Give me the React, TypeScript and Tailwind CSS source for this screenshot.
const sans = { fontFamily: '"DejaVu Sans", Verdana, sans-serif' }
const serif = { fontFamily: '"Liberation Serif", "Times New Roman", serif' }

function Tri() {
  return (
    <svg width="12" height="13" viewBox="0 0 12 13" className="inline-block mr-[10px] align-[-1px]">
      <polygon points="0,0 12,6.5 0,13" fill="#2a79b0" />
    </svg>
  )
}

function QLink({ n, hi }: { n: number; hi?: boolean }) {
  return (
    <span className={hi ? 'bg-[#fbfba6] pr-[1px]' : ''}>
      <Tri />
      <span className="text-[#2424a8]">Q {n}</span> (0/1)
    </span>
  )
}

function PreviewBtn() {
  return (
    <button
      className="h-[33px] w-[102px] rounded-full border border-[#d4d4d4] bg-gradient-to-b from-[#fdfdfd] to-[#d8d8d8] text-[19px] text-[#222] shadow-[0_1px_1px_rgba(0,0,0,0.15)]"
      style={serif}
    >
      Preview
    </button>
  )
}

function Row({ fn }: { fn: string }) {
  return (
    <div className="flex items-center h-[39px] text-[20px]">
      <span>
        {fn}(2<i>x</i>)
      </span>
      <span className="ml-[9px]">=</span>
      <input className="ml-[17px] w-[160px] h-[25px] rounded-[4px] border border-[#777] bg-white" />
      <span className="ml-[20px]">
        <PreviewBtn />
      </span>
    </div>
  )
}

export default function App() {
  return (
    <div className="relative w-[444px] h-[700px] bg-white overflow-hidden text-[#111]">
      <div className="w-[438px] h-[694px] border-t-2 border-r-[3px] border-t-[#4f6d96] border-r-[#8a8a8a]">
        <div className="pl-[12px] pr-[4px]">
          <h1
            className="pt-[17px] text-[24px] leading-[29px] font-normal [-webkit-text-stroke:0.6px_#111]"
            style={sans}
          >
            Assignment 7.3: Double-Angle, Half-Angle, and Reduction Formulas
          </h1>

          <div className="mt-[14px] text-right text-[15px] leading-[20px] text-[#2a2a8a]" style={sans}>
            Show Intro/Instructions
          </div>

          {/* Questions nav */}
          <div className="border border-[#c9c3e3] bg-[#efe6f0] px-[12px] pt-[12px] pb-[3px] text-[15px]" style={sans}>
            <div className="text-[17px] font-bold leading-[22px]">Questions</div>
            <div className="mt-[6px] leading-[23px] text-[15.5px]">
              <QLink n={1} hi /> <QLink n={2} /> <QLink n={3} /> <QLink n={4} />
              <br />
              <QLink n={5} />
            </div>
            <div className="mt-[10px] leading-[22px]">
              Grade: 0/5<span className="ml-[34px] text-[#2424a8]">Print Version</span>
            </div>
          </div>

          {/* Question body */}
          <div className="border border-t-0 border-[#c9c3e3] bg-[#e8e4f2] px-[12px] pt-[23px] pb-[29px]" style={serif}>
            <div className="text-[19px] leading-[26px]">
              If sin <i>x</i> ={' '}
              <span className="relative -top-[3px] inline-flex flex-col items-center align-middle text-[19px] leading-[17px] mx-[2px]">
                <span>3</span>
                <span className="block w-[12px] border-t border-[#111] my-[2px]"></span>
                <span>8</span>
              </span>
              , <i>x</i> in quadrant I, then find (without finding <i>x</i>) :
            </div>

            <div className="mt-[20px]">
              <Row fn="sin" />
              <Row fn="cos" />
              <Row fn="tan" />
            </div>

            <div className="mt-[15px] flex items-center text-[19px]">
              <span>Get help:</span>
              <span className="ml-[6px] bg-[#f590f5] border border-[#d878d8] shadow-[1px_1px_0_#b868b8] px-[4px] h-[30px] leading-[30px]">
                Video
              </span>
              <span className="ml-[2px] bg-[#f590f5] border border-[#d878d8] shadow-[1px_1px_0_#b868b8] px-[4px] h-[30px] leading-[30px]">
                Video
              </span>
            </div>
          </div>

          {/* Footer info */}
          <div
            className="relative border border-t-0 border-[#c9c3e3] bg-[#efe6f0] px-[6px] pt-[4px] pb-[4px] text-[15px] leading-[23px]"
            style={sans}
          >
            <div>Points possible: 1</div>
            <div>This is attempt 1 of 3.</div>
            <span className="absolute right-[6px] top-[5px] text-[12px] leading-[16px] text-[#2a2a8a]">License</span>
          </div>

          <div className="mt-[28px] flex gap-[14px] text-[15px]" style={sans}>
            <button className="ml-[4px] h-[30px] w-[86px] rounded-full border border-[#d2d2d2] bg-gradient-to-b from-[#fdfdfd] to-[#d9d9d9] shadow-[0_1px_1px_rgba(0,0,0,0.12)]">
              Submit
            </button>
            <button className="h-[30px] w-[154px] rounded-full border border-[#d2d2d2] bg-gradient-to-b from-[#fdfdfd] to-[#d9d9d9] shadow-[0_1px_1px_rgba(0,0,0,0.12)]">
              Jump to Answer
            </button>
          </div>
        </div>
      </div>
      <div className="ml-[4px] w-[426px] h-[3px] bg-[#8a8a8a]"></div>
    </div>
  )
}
======
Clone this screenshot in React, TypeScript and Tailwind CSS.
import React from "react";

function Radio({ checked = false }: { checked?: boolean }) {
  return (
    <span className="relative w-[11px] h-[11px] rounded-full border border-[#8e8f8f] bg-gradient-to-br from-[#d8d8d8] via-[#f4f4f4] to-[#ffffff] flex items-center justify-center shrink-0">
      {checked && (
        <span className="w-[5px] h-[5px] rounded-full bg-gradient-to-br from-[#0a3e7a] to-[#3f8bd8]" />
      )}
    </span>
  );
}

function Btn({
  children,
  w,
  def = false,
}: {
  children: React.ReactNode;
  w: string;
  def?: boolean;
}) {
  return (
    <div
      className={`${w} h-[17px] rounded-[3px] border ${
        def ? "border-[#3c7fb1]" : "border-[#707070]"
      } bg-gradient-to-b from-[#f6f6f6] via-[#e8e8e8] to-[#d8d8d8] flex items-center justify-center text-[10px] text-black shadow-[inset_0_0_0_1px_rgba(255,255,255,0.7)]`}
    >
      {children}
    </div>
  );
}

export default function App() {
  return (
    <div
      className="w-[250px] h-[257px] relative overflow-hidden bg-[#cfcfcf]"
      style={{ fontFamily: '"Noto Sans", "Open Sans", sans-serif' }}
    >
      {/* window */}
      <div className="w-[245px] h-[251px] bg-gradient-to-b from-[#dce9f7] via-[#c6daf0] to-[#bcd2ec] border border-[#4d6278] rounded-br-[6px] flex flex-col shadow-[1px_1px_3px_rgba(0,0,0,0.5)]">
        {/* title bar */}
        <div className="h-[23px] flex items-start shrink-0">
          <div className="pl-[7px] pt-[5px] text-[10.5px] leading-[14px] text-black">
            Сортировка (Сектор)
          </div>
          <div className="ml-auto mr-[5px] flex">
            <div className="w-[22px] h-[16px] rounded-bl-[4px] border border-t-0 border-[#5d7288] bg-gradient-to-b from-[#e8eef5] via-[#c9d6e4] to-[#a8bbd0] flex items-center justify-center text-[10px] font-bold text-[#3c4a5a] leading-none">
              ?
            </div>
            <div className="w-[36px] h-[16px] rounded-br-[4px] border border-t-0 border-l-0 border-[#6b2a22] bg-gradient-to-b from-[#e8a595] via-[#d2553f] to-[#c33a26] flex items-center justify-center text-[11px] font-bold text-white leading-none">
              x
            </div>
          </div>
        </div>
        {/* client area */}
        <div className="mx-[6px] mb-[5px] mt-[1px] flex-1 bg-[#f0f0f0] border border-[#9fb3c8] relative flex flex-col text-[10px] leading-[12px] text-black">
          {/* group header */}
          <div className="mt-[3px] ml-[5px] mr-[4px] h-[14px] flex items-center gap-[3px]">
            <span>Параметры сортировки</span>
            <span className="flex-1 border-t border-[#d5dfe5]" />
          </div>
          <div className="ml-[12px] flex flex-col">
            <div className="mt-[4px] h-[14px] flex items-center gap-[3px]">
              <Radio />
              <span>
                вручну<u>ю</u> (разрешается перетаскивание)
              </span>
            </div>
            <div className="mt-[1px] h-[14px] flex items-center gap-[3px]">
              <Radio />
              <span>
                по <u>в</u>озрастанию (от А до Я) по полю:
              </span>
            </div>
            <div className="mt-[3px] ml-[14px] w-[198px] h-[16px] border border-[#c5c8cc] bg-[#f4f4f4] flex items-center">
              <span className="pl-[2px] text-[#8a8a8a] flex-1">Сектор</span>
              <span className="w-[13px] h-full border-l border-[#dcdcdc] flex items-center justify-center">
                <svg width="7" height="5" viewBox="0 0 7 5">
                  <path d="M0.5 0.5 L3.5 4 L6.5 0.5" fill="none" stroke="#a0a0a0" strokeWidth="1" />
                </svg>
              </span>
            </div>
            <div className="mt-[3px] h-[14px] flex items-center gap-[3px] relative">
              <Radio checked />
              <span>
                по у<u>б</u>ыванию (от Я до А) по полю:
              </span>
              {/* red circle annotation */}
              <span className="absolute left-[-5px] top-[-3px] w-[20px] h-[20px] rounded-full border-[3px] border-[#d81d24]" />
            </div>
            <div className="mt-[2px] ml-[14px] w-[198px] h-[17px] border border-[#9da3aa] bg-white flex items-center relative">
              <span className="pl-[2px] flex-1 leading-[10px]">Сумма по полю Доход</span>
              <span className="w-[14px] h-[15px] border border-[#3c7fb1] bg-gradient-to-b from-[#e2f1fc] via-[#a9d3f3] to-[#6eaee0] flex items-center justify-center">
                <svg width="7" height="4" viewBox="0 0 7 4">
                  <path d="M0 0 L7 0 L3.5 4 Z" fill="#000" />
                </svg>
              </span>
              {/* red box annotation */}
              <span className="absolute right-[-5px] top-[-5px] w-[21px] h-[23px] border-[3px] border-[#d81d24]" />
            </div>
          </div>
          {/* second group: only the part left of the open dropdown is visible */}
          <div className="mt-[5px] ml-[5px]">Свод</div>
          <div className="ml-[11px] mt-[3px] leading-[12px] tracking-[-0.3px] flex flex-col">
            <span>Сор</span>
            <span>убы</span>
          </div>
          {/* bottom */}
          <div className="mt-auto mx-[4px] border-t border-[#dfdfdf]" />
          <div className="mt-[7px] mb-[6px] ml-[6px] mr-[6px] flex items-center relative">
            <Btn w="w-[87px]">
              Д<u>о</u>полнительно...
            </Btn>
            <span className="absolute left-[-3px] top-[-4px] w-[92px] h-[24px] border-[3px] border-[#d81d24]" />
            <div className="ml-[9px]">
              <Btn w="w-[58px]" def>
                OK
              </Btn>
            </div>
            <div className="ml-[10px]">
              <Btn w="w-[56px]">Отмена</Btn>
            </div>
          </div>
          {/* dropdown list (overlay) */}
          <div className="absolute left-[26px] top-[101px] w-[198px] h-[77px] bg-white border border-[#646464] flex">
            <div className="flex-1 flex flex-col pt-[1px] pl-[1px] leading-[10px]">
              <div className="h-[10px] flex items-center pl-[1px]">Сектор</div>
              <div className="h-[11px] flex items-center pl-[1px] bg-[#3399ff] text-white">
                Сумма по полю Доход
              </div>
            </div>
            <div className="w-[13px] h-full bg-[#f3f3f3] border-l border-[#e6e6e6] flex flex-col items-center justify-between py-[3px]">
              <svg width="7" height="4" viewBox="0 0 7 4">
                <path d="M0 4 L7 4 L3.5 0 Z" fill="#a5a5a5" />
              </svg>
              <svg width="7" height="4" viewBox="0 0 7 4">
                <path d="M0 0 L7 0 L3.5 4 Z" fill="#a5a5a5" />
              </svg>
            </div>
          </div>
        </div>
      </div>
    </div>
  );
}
======
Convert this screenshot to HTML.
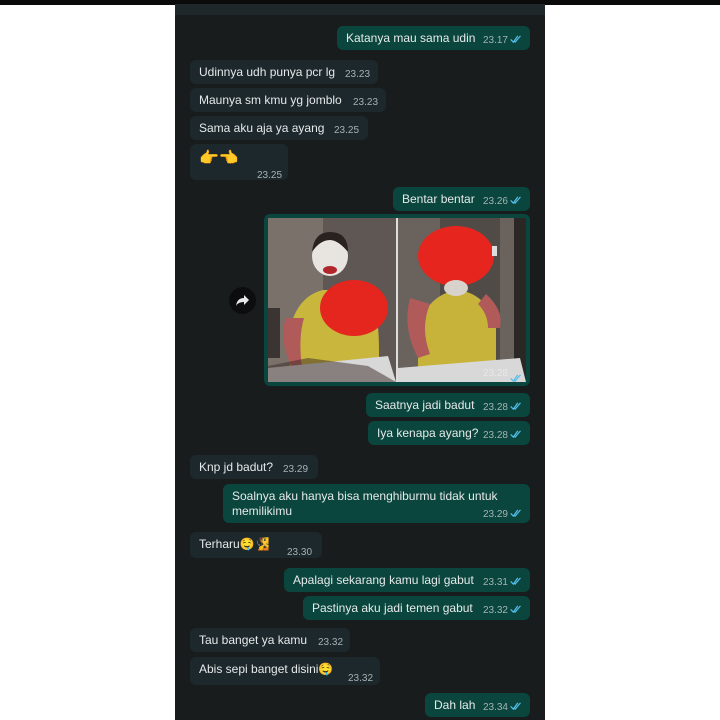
======
» **THE EXERCISE**
Exactly the lines from the line with "Clone this screenshot" to the line with "import React from", both included, are to be extracted, and no others.

» **TASK OUTPUT**
Clone this screenshot in React, TypeScript and Tailwind CSS.
import React from "react";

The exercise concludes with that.